Decade is a tech-noir adventure game where you send children back in time to prevent metal rain from pulping the planet
One of my biggest challenges as a writer has been tempering my love of vague gestures at metaphysical concepts with the revelation that the people who read my articles also, apparently, can’t read my mind. Pah. A skill issue if I ever saw one, honestly. Decade is a fascinating adventure game that drew me in with its apparent vagueness but then, like some sort of considerate, sensible coward, went on to explain itself well in on its Steam page.
It’s the end of the world, and you’re not too happy about it, so you’ll be shoving children in a time machine with little more than a rotting Lunchly and some instructions to help you figure out exactly what went wrong.
What are you dressing as for Halloween? Me, I’m dressing as someone trying to bring back “tray-tray” in an effort to give Edwin a seizure. Here’s the tray-tray:
What’s on your bookshelf?: Dragon Age veteran Mark Darrah
Hello reader who is also a reader, and welcome back to Booked For The Week – our regular Sunday chat with a selection of cool industry folks about books! Most of us know about the novel, the novella, and the rare novito, but did you know that Penguin briefly tried to market the ‘big nov’ – single sentences of much larger works, bizarrely serialised into hardbacks weighty enough to club the equally rare giga-seal? Some things are best left forgotten, but not Dragon Age! It’s Dragon Age month, and here’s Dragon Age veteran and good YouTuber, Mark Darrah! Cheers Mark! Mind if we have a nose at your bookshelf?
Ys X: Nordics has set sail on PC, and this time it’s got local co-op from day one
Ys X: Nordics launched in Japan last year to some critical acclaim, and it has now made its way both west and onto PC. The PC version has a bunch of graphical upgrades and keyboard support, but also – unlike predecessor Ys IX: Monstrum Nox which got co-op as a cheeky post-launch bonus on PC – Ys X: Nordics has local co-op from day one.
Cities: Skylines latest DLC came out this week, 18 months after its “final” DLC came out last year
Cities: Skylines received its final piece of DLC last May, as developers Colossal Order shifted their focus to its sequel, Cities: Skylines 2. Eighteen months and the release of Cities: Skylines 2 later… Cities: Skylines 1 is getting new DLC again.
The “Mountain Village” creator pack add 45 new buildings designed to help you construct quaint and picturesque destinations.

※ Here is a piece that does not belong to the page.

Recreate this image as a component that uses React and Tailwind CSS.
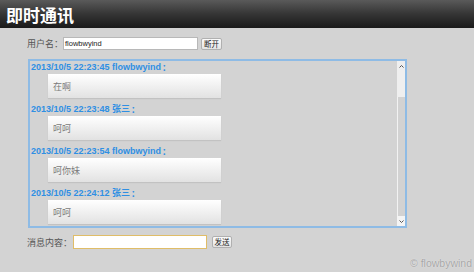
import React from "react";

const messages = [
  { time: "2013/10/5 22:23:45", user: "flowbwyind", text: "在啊" },
  { time: "2013/10/5 22:23:48", user: "张三", text: "呵呵" },
  { time: "2013/10/5 22:23:54", user: "flowbwyind", text: "呵你妹" },
  { time: "2013/10/5 22:24:12", user: "张三", text: "呵呵" },
];

const cjk = { fontFamily: '"Noto Sans CJK SC", sans-serif' };

export default function App() {
  return (
    <div
      className="relative w-[474px] h-[272px] overflow-hidden bg-[#d3d3d3]"
      style={{ fontFamily: '"Liberation Sans", "Noto Sans CJK SC", sans-serif' }}
    >
      <div className="h-[28px] flex items-center px-[6px] bg-gradient-to-b from-[#5a5a5a] via-[#353535] to-[#1a1a1a]">
        <span className="text-[17px] leading-none font-bold text-white" style={cjk}>即时通讯</span>
      </div>

      <div className="mt-[9px] ml-[27px] flex items-center h-[13px]">
        <span className="w-[36px] shrink-0 whitespace-nowrap text-[9px] leading-none text-[#555]" style={cjk}>用户名：</span>
        <div className="w-[135px] shrink-0 h-[13px] bg-white border border-[#b8b8b8] flex items-center pl-[1px]">
          <span className="text-[7.5px] leading-none text-[#222]">flowbwyind</span>
        </div>
        <div className="ml-[3px] shrink-0 w-[21px] h-[12px] flex items-center justify-center border border-[#b0b0b0] rounded-[2px] bg-gradient-to-b from-[#fafafa] to-[#e4e4e4] text-[7.5px] leading-none text-[#222] whitespace-nowrap" style={cjk}>断开</div>
      </div>

      <div className="mt-[9px] ml-[28px] w-[379px] h-[169px] border-2 border-[#8ebbe5] flex">
        <div className="flex-1 overflow-hidden pl-[1px]">
          {messages.map((m, i) => (
            <div key={i} className="mb-[5px]">
              <div className="h-[13px] flex items-center whitespace-nowrap text-[9px] leading-none font-bold text-[#2f8fe3]">
                {m.time} {m.user}<span className="ml-[1px]" style={cjk}>：</span>
              </div>
              <div className="ml-[17px] w-[173px] h-[24px] flex items-center pl-[5px] bg-gradient-to-b from-[#ffffff] to-[#e2e2e2] shadow-[0_1px_1px_rgba(0,0,0,0.08)]">
                <span className="text-[9px] leading-none text-[#7a7a7a]" style={cjk}>{m.text}</span>
              </div>
            </div>
          ))}
        </div>
        <div className="w-[8px] flex flex-col">
          <div className="h-[36px] bg-[#efefef] flex justify-center pt-[4px]">
            <svg width="5" height="3" viewBox="0 0 5 3"><path d="M0.5 2.5 L2.5 0.5 L4.5 2.5" stroke="#555" strokeWidth="1" fill="none" /></svg>
          </div>
          <div className="flex-1 bg-[#d2d2d2] border-l border-[#f2f2f2]"></div>
          <div className="h-[10px] bg-[#f4f4f4] flex justify-center items-center">
            <svg width="5" height="3" viewBox="0 0 5 3"><path d="M0.5 0.5 L2.5 2.5 L4.5 0.5" stroke="#555" strokeWidth="1" fill="none" /></svg>
          </div>
        </div>
      </div>

      <div className="mt-[7px] ml-[27px] flex items-center h-[14px]">
        <span className="w-[46px] shrink-0 whitespace-nowrap text-[9px] leading-none text-[#555]" style={cjk}>消息内容：</span>
        <div className="w-[134px] shrink-0 h-[14px] bg-white border border-[#e0bd68]"></div>
        <div className="ml-[5px] shrink-0 w-[20px] h-[12px] flex items-center justify-center border border-[#b0b0b0] rounded-[2px] bg-gradient-to-b from-[#fafafa] to-[#e4e4e4] text-[7.5px] leading-none text-[#222] whitespace-nowrap" style={cjk}>发送</div>
      </div>

      <div
        className="absolute right-[2px] bottom-[4px] whitespace-nowrap text-[10.5px] leading-none text-[#a6a6a6]"
        style={{ textShadow: "0 0 1px #f4f4f4" }}
      >
        © flowbywind
      </div>
    </div>
  );
}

Gothic platformer Love Eternal turns Celeste into a full-bore psychological horror game
The precision-platformer is a torturous genre at the best of times, and now developers Brlka and publishers Ysbryd Games have seen fit to combine it with Silent Hill. Their forthcoming Love Eternal is the story of Maya, a girl whisked off to a “castle built of bitter memories” by a weird, lonely god, and obliged to make her way “through over 100 screens filled with spikes, lasers, switches, and traps”.
When not getting spiked or lasered, Maya appears to spend her days in a kind of metaphorical suburban household. Here, she will contend with things like people crawling on the ceiling and coming over all John Carpenter’s The Thing. Maya does have one thing going for her: the ability to reverse gravity. Here’s a brand new trailer.

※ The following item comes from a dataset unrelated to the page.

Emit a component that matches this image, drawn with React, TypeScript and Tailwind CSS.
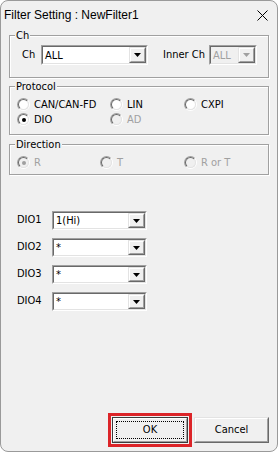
import React from 'react'

const body = "font-['DejaVu_Sans','Liberation_Sans',sans-serif] [font-stretch:condensed] text-[11px] text-black"

function Arrow({ disabled }: { disabled?: boolean }) {
  return (
    <svg width="7" height="4" viewBox="0 0 7 4">
      <path d="M0 0h7L3.5 4z" fill={disabled ? '#a0a0a0' : '#000'} />
    </svg>
  )
}

function Combo({
  value,
  className,
  disabled,
}: {
  value: string
  className: string
  disabled?: boolean
}) {
  return (
    <div
      className={`flex border border-t-[#a0a0a0] border-l-[#a0a0a0] border-r-white border-b-white ${className}`}
    >
      <div
        className={`flex flex-1 border border-t-[#696969] border-l-[#696969] border-r-[#e3e3e3] border-b-[#e3e3e3] ${
          disabled ? 'bg-[#f0f0f0] text-[#a0a0a0]' : 'bg-white'
        }`}
      >
        <div className="flex flex-1 items-center pl-[2px] leading-none">{value}</div>
        <div className="flex w-[17px] border border-t-[#e3e3e3] border-l-[#e3e3e3] border-r-[#696969] border-b-[#696969]">
          <div className="flex flex-1 items-center justify-center border border-t-white border-l-white border-r-[#a0a0a0] border-b-[#a0a0a0] bg-[#f0f0f0]">
            <Arrow disabled={disabled} />
          </div>
        </div>
      </div>
    </div>
  )
}

function Radio({
  label,
  checked,
  disabled,
}: {
  label: string
  checked?: boolean
  disabled?: boolean
}) {
  return (
    <div className="flex h-[15px] items-center">
      <span className="flex h-[13px] w-[13px] rounded-full border border-t-[#a0a0a0] border-l-[#a0a0a0] border-r-white border-b-white">
        <span
          className={`flex flex-1 items-center justify-center rounded-full border border-t-[#696969] border-l-[#696969] border-r-[#e3e3e3] border-b-[#e3e3e3] ${
            disabled ? 'bg-[#f0f0f0]' : 'bg-white'
          }`}
        >
          {checked && (
            <span
              className={`h-[4px] w-[4px] rounded-full ${
                disabled ? 'bg-[#a0a0a0]' : 'bg-black'
              }`}
            />
          )}
        </span>
      </span>
      <span className={`ml-[4px] leading-none ${disabled ? 'text-[#a0a0a0]' : ''}`}>
        {label}
      </span>
    </div>
  )
}

function Group({
  title,
  className,
  children,
}: {
  title: string
  className: string
  children: React.ReactNode
}) {
  return (
    <div
      className={`border border-[#a0a0a0] shadow-[inset_1px_1px_0_#fff,1px_1px_0_#fff] ${className}`}
    >
      <div className="-mt-[7px] ml-[5px] w-fit bg-[#f0f0f0] px-px leading-[13px]">
        {title}
      </div>
      {children}
    </div>
  )
}

export default function App() {
  const dios = [
    { name: 'DIO1', value: '1(Hi)' },
    { name: 'DIO2', value: '*' },
    { name: 'DIO3', value: '*' },
    { name: 'DIO4', value: '*' },
  ]

  return (
    <div className="h-[452px] w-[278px] bg-white">
      <div className="flex h-full flex-col rounded-[8px] border border-[#9a9a9a] bg-[#f0f0f0]">
        <div className="flex h-[28px] items-center justify-between pl-[3px] pr-[9px]">
          <span className="font-['Liberation_Sans',sans-serif] text-[12px] text-black">
            Filter Setting : NewFilter1
          </span>
          <svg width="11" height="11" viewBox="0 0 11 11">
            <path d="M0.5 0.5L10.5 10.5M10.5 0.5L0.5 10.5" stroke="#000" strokeWidth="1" />
          </svg>
        </div>

        <div className={`flex flex-1 flex-col px-[8px] ${body}`}>
          <Group title="Ch" className="mt-[6px] h-[43px]">
            <div className="mt-[3px] flex items-center pl-[12px]">
              <span className="w-[19px]">Ch</span>
              <Combo value="ALL" className="h-[20px] w-[107px]" />
              <span className="ml-[15px] w-[46px]">Inner Ch</span>
              <Combo value="ALL" className="h-[20px] w-[48px]" disabled />
            </div>
          </Group>

          <Group title="Protocol" className="mt-[8px] h-[49px]">
            <div className="mt-[4px] grid grid-cols-[93px_74px_1fr] pl-[7px]">
              <Radio label="CAN/CAN-FD" />
              <Radio label="LIN" />
              <Radio label="CXPI" />
              <Radio label="DIO" checked />
              <Radio label="AD" disabled />
            </div>
          </Group>

          <Group title="Direction" className="mt-[9px] h-[31px]">
            <div className="mt-[4px] grid grid-cols-[83px_84px_1fr] pl-[7px]">
              <Radio label="R" checked disabled />
              <Radio label="T" disabled />
              <Radio label="R or T" disabled />
            </div>
          </Group>

          <div className="mt-[36px] flex flex-col gap-[8px] pl-[8px]">
            {dios.map((d) => (
              <div key={d.name} className="flex items-center">
                <span className="w-[35px]">{d.name}</span>
                <Combo value={d.value} className="h-[19px] w-[95px]" />
              </div>
            ))}
          </div>

          <div className="mt-auto flex items-center justify-end pb-[4px]">
            <div className="border-[3px] border-[#dc2428] p-px">
              <div className="flex h-[26px] w-[76px] border border-[#3c3c3c]">
                <div className="flex flex-1 border border-t-white border-l-white border-r-[#a0a0a0] border-b-[#a0a0a0] bg-[#f0f0f0] p-[2px]">
                  <div className="flex flex-1 items-center justify-center border border-dotted border-black">
                    OK
                  </div>
                </div>
              </div>
            </div>
            <div className="ml-[2px] flex h-[26px] w-[75px] border border-t-[#e3e3e3] border-l-[#e3e3e3] border-r-[#696969] border-b-[#696969]">
              <div className="flex flex-1 items-center justify-center border border-t-white border-l-white border-r-[#a0a0a0] border-b-[#a0a0a0] bg-[#f0f0f0]">
                Cancel
              </div>
            </div>
          </div>
        </div>
      </div>
    </div>
  )
}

I missed that Black Ops 6 single player is always-online, but fortunately, it’s not too late to throw a wobbly
Rock Paper Shotgun has a fuzzy conception of “news”, in that we regard the “new” element of news as sorely overrated, more of a guideline than an obligation. The trick to selling this mindset gracefully is to overclock your obnoxious narcissism until it levels up into stylish solipsism. “It’s news to me,” I sternly insist, while announcing a game you might pedantically observe was actually announced in 2019. “I can obtain no reliable empirical evidence that this existed prior to my noticing it,” I declare, writing about my discovery that Call Of Duty: Black Ops 6 requires a permanent internet connection, even when you’re playing the campaign.

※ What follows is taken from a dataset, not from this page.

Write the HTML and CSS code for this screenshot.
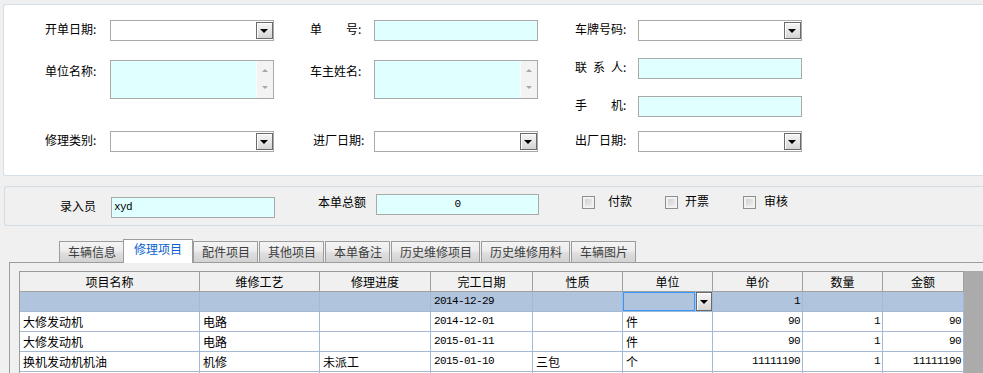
FILE: index.html
```html
<!DOCTYPE html>
<html>
<head>
    <meta charset="utf-8" />
    <link rel="stylesheet" href="styles.css">
    <title>维修开单</title>
</head>
<body>
    <!-- 单据抬头 -->
    <div class="head-panel">
        <div class="form-grid">
            <span class="lbl">开单日期:</span>
            <div class="combo"><span class="drop"></span></div>
            <span class="lbl">单　　号:</span>
            <div class="txt"></div>
            <span class="lbl">车牌号码:</span>
            <div class="combo"><span class="drop"></span></div>

            <span class="lbl low">单位名称:</span>
            <div class="memo"><div class="bar"><span class="up"></span><span class="dn"></span></div></div>
            <span class="lbl low">车主姓名:</span>
            <div class="memo"><div class="bar"><span class="up"></span><span class="dn"></span></div></div>
            <span class="lbl">联&ensp;系&ensp;人:</span>
            <div class="txt"></div>

            <span class="lbl phone-lbl">手　　机:</span>
            <div class="txt phone-in"></div>

            <span class="lbl r4">修理类别:</span>
            <div class="combo r4"><span class="drop"></span></div>
            <span class="lbl r4 in-date">进厂日期:</span>
            <div class="combo r4"><span class="drop"></span></div>
            <span class="lbl r4">出厂日期:</span>
            <div class="combo r4"><span class="drop"></span></div>
        </div>
    </div>

    <!-- 录入员 / 总额 -->
    <div class="entry-bar">
        <span class="e-lbl">录入员</span>
        <div class="txt mono operator">xyd</div>
        <span class="e-lbl total-lbl">本单总额</span>
        <div class="txt mono total">0</div>
        <span class="check chk-pay"></span><span class="c-lbl lbl-pay">付款</span>
        <span class="check chk-bill"></span><span class="c-lbl lbl-bill">开票</span>
        <span class="check chk-audit"></span><span class="c-lbl lbl-audit">审核</span>
    </div>

    <div class="tab-area">
        <div class="tab-strip">
            <span class="tab">车辆信息</span>
            <span class="tab active">修理项目</span>
            <span class="tab">配件项目</span>
            <span class="tab">其他项目</span>
            <span class="tab">本单备注</span>
            <span class="tab">历史维修项目</span>
            <span class="tab">历史维修用料</span>
            <span class="tab">车辆图片</span>
        </div>
        <div class="tab-body">
            <div class="grid">
                <table class="items">
                    <colgroup>
                        <col class="w180"><col class="w120"><col class="w111"><col class="w102">
                        <col class="w90"><col class="w90"><col class="w90"><col class="w80"><col class="w81">
                    </colgroup>
                    <thead>
                        <tr>
                            <th>项目名称</th><th>维修工艺</th><th>修理进度</th><th>完工日期</th><th>性质</th>
                            <th>单位</th><th>单价</th><th>数量</th><th>金额</th>
                        </tr>
                    </thead>
                    <tbody>
                        <tr class="sel">
                            <td></td><td></td><td></td><td class="mono">2014-12-29</td><td></td>
                            <td class="combo-cell"><div class="cell-combo"><span class="box"></span><span class="drop"></span></div></td>
                            <td class="mono num">1</td><td></td><td></td>
                        </tr>
                        <tr>
                            <td>大修发动机</td><td>电路</td><td></td><td class="mono">2014-12-01</td><td></td>
                            <td>件</td><td class="mono num">90</td><td class="mono num">1</td><td class="mono num">90</td>
                        </tr>
                        <tr>
                            <td>大修发动机</td><td>电路</td><td></td><td class="mono">2015-01-11</td><td></td>
                            <td>件</td><td class="mono num">90</td><td class="mono num">1</td><td class="mono num">90</td>
                        </tr>
                        <tr>
                            <td>换机发动机机油</td><td>机修</td><td>未派工</td><td class="mono">2015-01-10</td><td>三包</td>
                            <td>个</td><td class="mono num">11111190</td><td class="mono num">1</td><td class="mono num">11111190</td>
                        </tr>
                        <tr>
                            <td></td><td></td><td></td><td></td><td></td><td></td><td></td><td></td><td></td>
                        </tr>
                    </tbody>
                </table>
            </div>
        </div>
    </div>
</body>
</html>
```

FILE: styles.css
```css
* {
    box-sizing: border-box;
}
body {
    margin: 0;
    background: #f0f0f0;
    font: 12px/1 "Noto Sans CJK SC", "Liberation Sans", sans-serif;
    color: #000;
    overflow: hidden;
}
.mono {
    font-family: "Liberation Mono", monospace;
    font-size: 11px;
    letter-spacing: -0.6px;
}

/* 抬头面板 */
.head-panel {
    margin: 4px 0 0 3px;
    height: 172px;
    background: #fff;
    border: 1px solid #d6dee6;
    border-right: none;
    border-radius: 3px 0 0 3px;
    padding: 15px 0 0 41px;
}
.form-grid {
    display: grid;
    grid-template-columns: 65px 200px 64px 201px 63px 164px;
    grid-template-rows: 38px 38px 35px 21px;
    align-items: start;
}
.lbl {
    line-height: 17px;
    white-space: nowrap;
}
.lbl.low {
    margin-top: 4px;
}
.in-date {
    padding-left: 3px;
}
.phone-lbl {
    grid-area: 3 / 5;
}
.phone-in {
    grid-area: 3 / 6;
}
.r4 {
    grid-row: 4;
}

.combo, .txt {
    width: 164px;
    height: 21px;
    border: 1px solid #a9a9a9;
}
.combo {
    background: #fff;
    display: flex;
    justify-content: flex-end;
    align-items: center;
}
.drop {
    position: relative;
    width: 17px;
    height: 17px;
    border: 1px solid #6a6a6a;
    background: linear-gradient(#f6f6f6, #e6e6e6 50%, #d4d4d4);
    box-shadow: inset 1px 1px #fff;
}
.drop::after {
    content: "";
    position: absolute;
    left: 3px;
    top: 6px;
    border-left: 4px solid transparent;
    border-right: 4px solid transparent;
    border-top: 4px solid #000;
}
.txt {
    background: #e0ffff;
}
.memo {
    grid-row: span 2;
    width: 164px;
    height: 39px;
    margin-top: 2px;
    border: 1px solid #a9a9a9;
    background: #e0ffff;
    display: flex;
    justify-content: flex-end;
}
.memo .bar {
    width: 17px;
    background: #f3f3f3;
    border-left: 1px solid #fafafa;
    display: flex;
    flex-direction: column;
    justify-content: space-between;
    align-items: center;
    padding: 8px 0 9px;
}
.memo .up {
    border-left: 3px solid transparent;
    border-right: 3px solid transparent;
    border-bottom: 3px solid #a6a6a6;
}
.memo .dn {
    border-left: 3px solid transparent;
    border-right: 3px solid transparent;
    border-top: 3px solid #a6a6a6;
}

/* 录入员栏 */
.entry-bar {
    margin: 10px 0 0 4px;
    height: 40px;
    border: 1px solid #d3dbe3;
    border-right: none;
    border-radius: 3px 0 0 3px;
    display: flex;
    align-items: flex-start;
    padding-left: 55px;
}
.e-lbl {
    line-height: 17px;
    margin-top: 10px;
}
.operator {
    margin: 10px 0 0 15px;
    line-height: 19px;
    padding-left: 2px;
}
.total-lbl {
    margin: 6px 0 0 43px;
}
.total {
    width: 163px;
    margin: 7px 0 0 10px;
    line-height: 19px;
    text-align: center;
}
.check {
    width: 13px;
    height: 13px;
    margin-top: 9px;
    border: 1px solid #8e8f8f;
    background: linear-gradient(135deg, #c9cbcf, #f4f4f4);
    box-shadow: inset 0 0 0 2px #f2f2f2;
}
.c-lbl {
    line-height: 17px;
    margin-top: 5px;
}
.chk-pay { margin-left: 43px; }
.lbl-pay { margin-left: 13px; }
.chk-bill { margin-left: 33px; }
.lbl-bill { margin-left: 7px; }
.chk-audit { margin-left: 34px; }
.lbl-audit { margin-left: 8px; }

/* 选项卡 */
.tab-area {
    margin: 13px 0 0 9px;
}
.tab-strip {
    display: flex;
    align-items: flex-end;
    padding-left: 50px;
}
.tab {
    height: 21px;
    padding: 0 7px 0 8px;
    margin-right: 1px;
    border: 1px solid #9c9c9c;
    border-bottom: none;
    background: linear-gradient(#f4f4f4, #ececec 45%, #dedede 55%, #d2d2d2);
    color: #3c3c3c;
    line-height: 20px;
    white-space: nowrap;
}
.tab.active {
    position: relative;
    z-index: 1;
    height: 24px;
    padding: 0 10px;
    margin: 0 0 -1px -2px;
    background: #fff;
    color: #0b5fd0;
    line-height: 17px;
}
.tab-body {
    height: 111px;
    border-top: 1px solid #9c9c9c;
    border-left: 1px solid #9c9c9c;
    background: #f0f0f0;
    padding: 8px 0 0 9px;
}
.grid {
    height: 102px;
    overflow: hidden;
    background: #ababab;
}

/* 修理项目表格 */
.items {
    table-layout: fixed;
    border-collapse: separate;
    border-spacing: 0;
    width: 945px;
    border-left: 1px solid #9a9a9a;
    border-top: 1px solid #9a9a9a;
}
.w180 { width: 180px; }
.w120 { width: 120px; }
.w111 { width: 111px; }
.w102 { width: 102px; }
.w90 { width: 90px; }
.w80 { width: 80px; }
.w81 { width: 81px; }
.items th {
    height: 20px;
    padding: 0;
    background: #f0f0f0;
    border-right: 1px solid #a0a0a0;
    border-bottom: 1px solid #a0a0a0;
    font-weight: normal;
    line-height: 19px;
    text-align: center;
}
.items td {
    height: 20px;
    padding: 0 3px;
    background: #fff;
    border-right: 1px solid #a3b9d4;
    border-bottom: 1px solid #a3b9d4;
    line-height: 19px;
    white-space: nowrap;
    overflow: hidden;
}
.items tr.sel td {
    background: #b0c4de;
}
.items td.num {
    text-align: right;
    padding-right: 2px;
}
.items td.combo-cell {
    padding: 0;
}
.cell-combo {
    display: flex;
    height: 19px;
}
.cell-combo .box {
    flex: 1;
    border: 1px solid #3399ff;
}
.cell-combo .drop {
    width: 16px;
    height: 19px;
    margin-left: 1px;
}
.cell-combo .drop::after {
    left: 3px;
    top: 7px;
}
```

We already said 10 Dead Doves was great a few years back, but it’s really great so I’m saying it again
Rebecca Jones (RPS in peace) really liked 10 Dead Doves when she wrote about it back in 2022, saying it reminded her of why she “loves weird low-budget spooks so much”. Discovering such an interesting project speaks to curiosity and taste on her part, but me? I am simply a pun enjoying buffon who got an email promising that “Dovecraftian horrors await”. The thrust of said electronic mail was that the game now has a release date of this December, but it looked neat, so I doved right in. I coo-dn’t resist. I too love weird low-budget horror. I have been pigeonholed.